The newest military technology pertaining to Tracking Point’s “smart” Precision-Guided Firearms have caused quite a furor – with the rifle’s ability to gauge variables, like the wind condition and even the motional attribute of the target. But before the unveiling of such 2015 gun models, DARPA had already tested their guided bullets that can be fired from sniper rifles. Yes, guided bullets! Christened as EXACTO (acronym for Extreme Accuracy Tasked Ordnance), these advanced bullets are all about enhanced precision in their intended flight from a greater distance.
Touted to be the world’s first ever self-guided small-caliber bullet, the EXACTO can for all-intents-and-purposes change its course while in the middle of its flight.
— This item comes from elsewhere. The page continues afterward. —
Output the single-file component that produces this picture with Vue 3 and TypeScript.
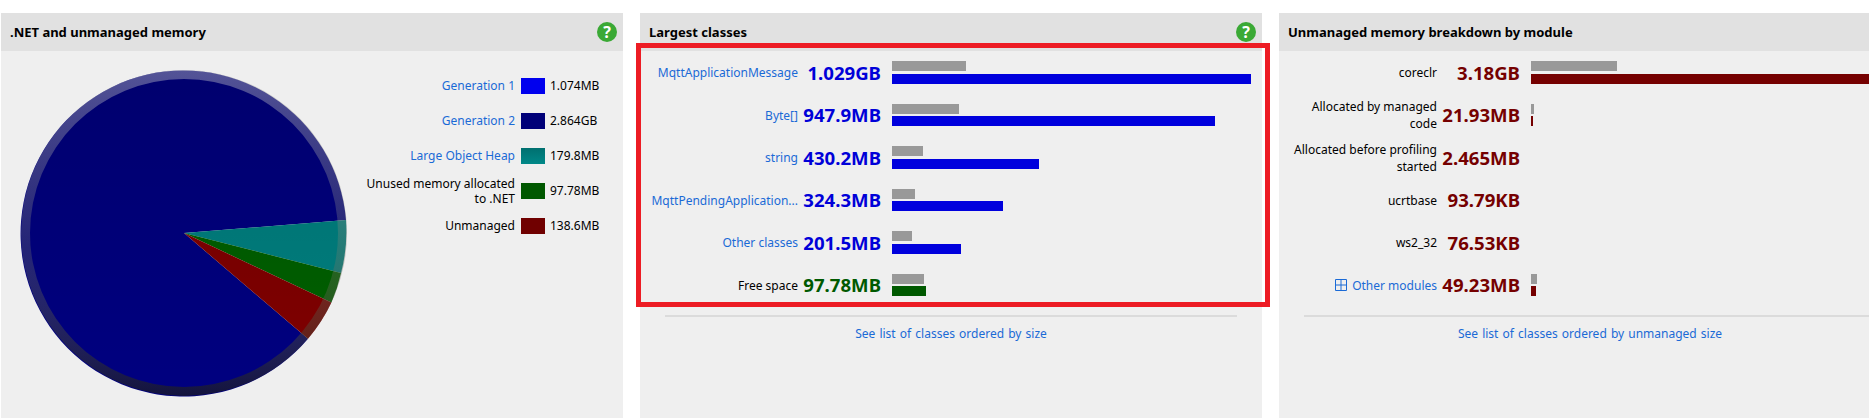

The engineers however have still not divulged the exact technology that has gone into its working scope. But based on the probability of the system’s similarity to laser-guided bombs, these .50-caliber projectiles might utilize optical sensors embedded within their nose section. These sensors would be responsible for detecting the dynamic target, and then collecting the bullet’s in-flight data. This compiled info in turn is then possibly sent to the projectile’s internal electronic setup – that may ultimately ‘influence’ the bullet to potentially alter its airborne direction.
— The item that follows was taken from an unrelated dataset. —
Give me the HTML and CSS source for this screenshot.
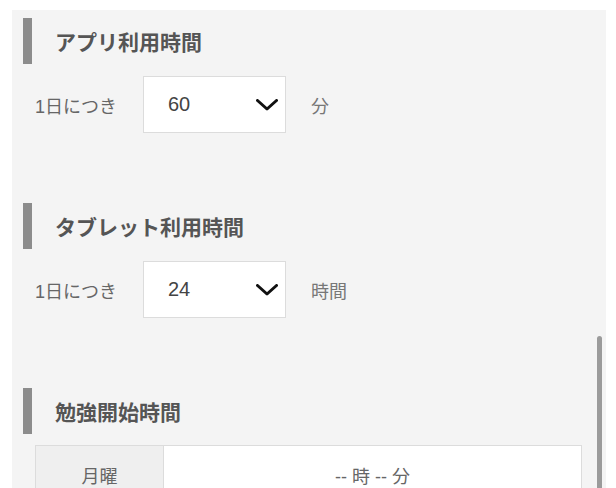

Such ‘navigational’ aspects are obviously not just for the sake of gimmick. According to DARPA, the maneuverable bullets can prove to be quite effective during both the day and night-time range – a scope which is less trodden by current sniping technologies. In fact, their website clearly mentions –
The objective of the EXACTO program is to revolutionize rifle accuracy and range by developing the first ever guided small-caliber bullet. The EXACTO 50- caliber round and optical sighting technology expects to greatly extend the day and nighttime range over current state-of-the-art sniper systems. The system combines a maneuverable bullet and a real-time guidance system to track and deliver the projectile to the target, allowing the bullet to change path during flight to compensate for any unexpected factors that may drive it off course.
The video below also demonstrates the self-guiding capability of the EXACTO, with the bullet clearly changing its path to accurately hit a target. However, one of the major parameters of this test still remains undisclosed, and that entails the actual effective range of the guided bullet.